Give the data below again exactly as written, without its pictures.

— START —

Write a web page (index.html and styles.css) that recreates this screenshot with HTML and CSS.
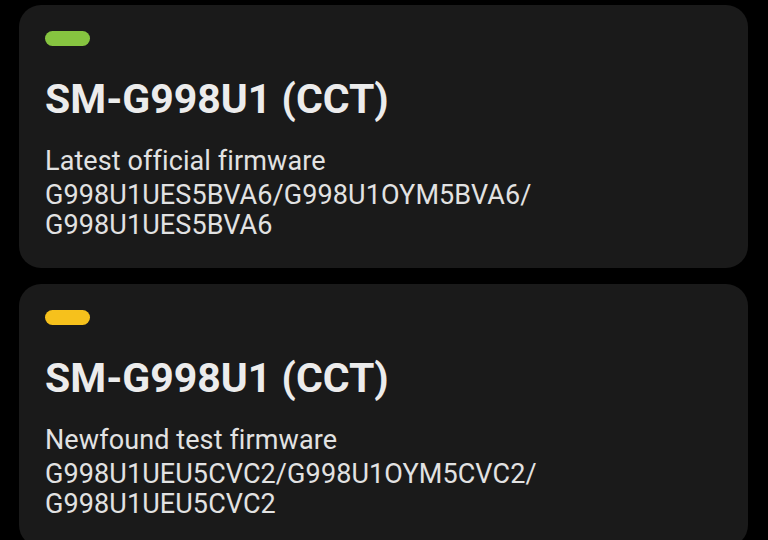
FILE: index.html
```html
<!DOCTYPE html>
<html>
<head>
<meta charset="utf-8">
<link rel="stylesheet" href="styles.css">
</head>
<body>
<div class="list">
  <div class="card">
    <div class="pill pill-green"></div>
    <div class="title">SM-G998U1 (CCT)</div>
    <div class="sub">Latest official firmware</div>
    <div class="fw">G998U1UES5BVA6/G998U1OYM5BVA6/<br>G998U1UES5BVA6</div>
  </div>
  <div class="card">
    <div class="pill pill-yellow"></div>
    <div class="title">SM-G998U1 (CCT)</div>
    <div class="sub">Newfound test firmware</div>
    <div class="fw">G998U1UEU5CVC2/G998U1OYM5CVC2/<br>G998U1UEU5CVC2</div>
  </div>
</div>
</body>
</html>
```
FILE: styles.css
```css
html, body {
  margin: 0;
  padding: 0;
  background: #000;
  width: 768px;
  height: 540px;
  overflow: hidden;
}
.list {
  display: flex;
  flex-direction: column;
  gap: 16px;
  padding: 5px 20px 0 19px;
  font-family: Roboto, "Noto Sans", sans-serif;
}
.card {
  background: #1a1a1a;
  border-radius: 22px;
  padding: 26px 26px 28px 26px;
}
.pill {
  width: 45px;
  height: 15px;
  border-radius: 8px;
}
.pill-green { background: #86c440; }
.pill-yellow { background: #f6c11c; }
.title {
  margin-top: 28px;
  font-size: 41px;
  line-height: 50px;
  font-weight: 700;
  color: #ececec;
}
.sub {
  margin-top: 22px;
  margin-bottom: 4px;
  font-size: 27px;
  line-height: 30px;
  letter-spacing: 0.1px;
  color: #e2e2e2;
}
.fw {
  font-size: 27px;
  line-height: 30px;
  letter-spacing: 0.1px;
  color: #e2e2e2;
}
```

— END —

_SOLUTION TO THE EXERCISE_
Write a web page (index.html and styles.css) that recreates this screenshot with HTML and CSS.
FILE: index.html
```html
<!DOCTYPE html>
<html>
<head>
<meta charset="utf-8">
<link rel="stylesheet" href="styles.css">
</head>
<body>
<div class="list">
  <div class="card">
    <div class="pill pill-green"></div>
    <div class="title">SM-G998U1 (CCT)</div>
    <div class="sub">Latest official firmware</div>
    <div class="fw">G998U1UES5BVA6/G998U1OYM5BVA6/<br>G998U1UES5BVA6</div>
  </div>
  <div class="card">
    <div class="pill pill-yellow"></div>
    <div class="title">SM-G998U1 (CCT)</div>
    <div class="sub">Newfound test firmware</div>
    <div class="fw">G998U1UEU5CVC2/G998U1OYM5CVC2/<br>G998U1UEU5CVC2</div>
  </div>
</div>
</body>
</html>
```
FILE: styles.css
```css
html, body {
  margin: 0;
  padding: 0;
  background: #000;
  width: 768px;
  height: 540px;
  overflow: hidden;
}
.list {
  display: flex;
  flex-direction: column;
  gap: 16px;
  padding: 5px 20px 0 19px;
  font-family: Roboto, "Noto Sans", sans-serif;
}
.card {
  background: #1a1a1a;
  border-radius: 22px;
  padding: 26px 26px 28px 26px;
}
.pill {
  width: 45px;
  height: 15px;
  border-radius: 8px;
}
.pill-green { background: #86c440; }
.pill-yellow { background: #f6c11c; }
.title {
  margin-top: 28px;
  font-size: 41px;
  line-height: 50px;
  font-weight: 700;
  color: #ececec;
}
.sub {
  margin-top: 22px;
  margin-bottom: 4px;
  font-size: 27px;
  line-height: 30px;
  letter-spacing: 0.1px;
  color: #e2e2e2;
}
.fw {
  font-size: 27px;
  line-height: 30px;
  letter-spacing: 0.1px;
  color: #e2e2e2;
}
```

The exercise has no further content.